Woods's suggestion his young age should be factored into his culpability is undermined by indications his judgment and deviant sexual appetite did not improve after the relationship with the minor and her mother ended. Woods met and began living with another woman he met online. (Woods, supra, 241 Cal.App.4th at p. 469.) Woods engaged in controlling, degrading, and violent behavior with this girlfriend. Woods demanded the girlfriend change her appearance to look like the minor victim by changing her hair, her makeup and obtain piercings. He forced the girlfriend to orally copulate a minor male as Woods watched. Woods became more obsessed with pornography and expressed his interest in having the girlfriend engage in sexual acts with animals. Although Woods was not charged with crimes related to the subsequent girlfriend, the probation officer reported his pattern of controlling and sexually degrading behavior "makes him a danger to society."
Woods's apparent pattern of meeting and living with women he meets online started as early as 16 years old when he moved to Arkansas to live with a female he met online. He lived with the female and her family. --------
There is no evidence of diminished mental capabilities to mitigate Woods conduct. By his own report, Woods is an intelligent person who held management positions in jobs he held as an adult.
Woods only other criminal conviction was for the misdemeanors to which he pled guilty as a result of the January 2012 domestic violence incident involving A.C. that finally led A.C. and the minor to leave Woods. However, the probation report indicated this non-sexually violent incident would nevertheless raise Woods's risk of sexual offense recidivism along with factors such as deviant sexual interests, emotional identification with children, and self-regulation problems, which are not measured on the standard Static-99R Risk Assessment evaluation. The probation officer stated Woods "is the type of criminal for which severe punishments for violent sexual offenses were enacted.
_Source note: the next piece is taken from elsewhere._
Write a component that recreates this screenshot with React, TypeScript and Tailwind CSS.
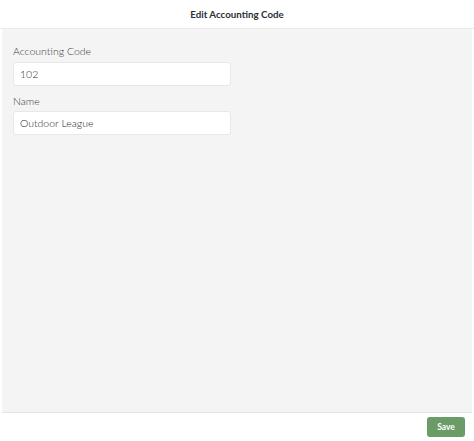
import React from 'react';

export default function App() {
  return (
    <div className="w-[474px] h-[441px] bg-white flex flex-col font-['Lato','Open_Sans',sans-serif]">
      {/* Header */}
      <div className="h-[29px] shrink-0 flex items-center justify-center border-b border-[#ececec]">
        <h1 className="text-[9.75px] font-bold text-[#2b2f36]">Edit Accounting Code</h1>
      </div>

      {/* Body */}
      <div className="flex-1 mx-[2px] bg-[#f4f4f4] border-b border-[#e6e6e6] px-[11px] pt-[15px]">
        <div className="w-[218px] flex flex-col">
          <label className="text-[10.5px] font-light text-[#3a3a3a] leading-[14px]">Accounting Code</label>
          <input
            defaultValue="102"
            className="mt-[4px] h-[24px] w-full bg-white rounded-[3px] border border-[#e8e8e8] px-[6px] text-[10.5px] font-light text-[#2a2a2a] outline-none"
          />
          <label className="mt-[8px] text-[10.5px] font-light text-[#3a3a3a] leading-[14px]">Name</label>
          <input
            defaultValue="Outdoor League"
            className="mt-[3px] h-[24px] w-full bg-white rounded-[3px] border border-[#e8e8e8] px-[6px] text-[10.5px] font-light text-[#2a2a2a] outline-none"
          />
        </div>
      </div>

      {/* Footer */}
      <div className="h-[28px] shrink-0 flex items-center justify-end pr-[9px]">
        <button className="w-[38px] h-[20px] rounded-[3px] bg-[#6b9c68] text-white text-[8.5px] font-bold">Save</button>
      </div>
    </div>
  );
}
He should spend the rest of his life in prison or it is likely other women and children could fall victim to this dangerous predator."
We agree with the trial court's conclusion a sentence of life without the possibility of parole, as mandated by the legislature, under the circumstances of this case is not "disproportionate to the crime for which it is to be inflicted so as to shock the conscience and offend fundamental notions of human dignity."
"Having reached this conclusion, we do not reach the other prongs of the analysis under the Eighth Amendment." (Reyes, supra, 246 Cal.App.4th at p. 86.) Neither do we need to engage in the other techniques for determining proportionality set forth in In re Lynch (1972) 8 Cal.3d 410, such as a comparison with crimes either in California or other jurisdictions. "The sole test remains ... whether the punishment 'shocks the conscience and offends fundamental notions of human dignity.' " (People v. Dillon (1983) 34 Cal.3d 441, 487, fn. 38.) In this case, it does not.
The judgment is affirmed.
MCCONNELL, P. J. WE CONCUR: BENKE, J. NARES, J.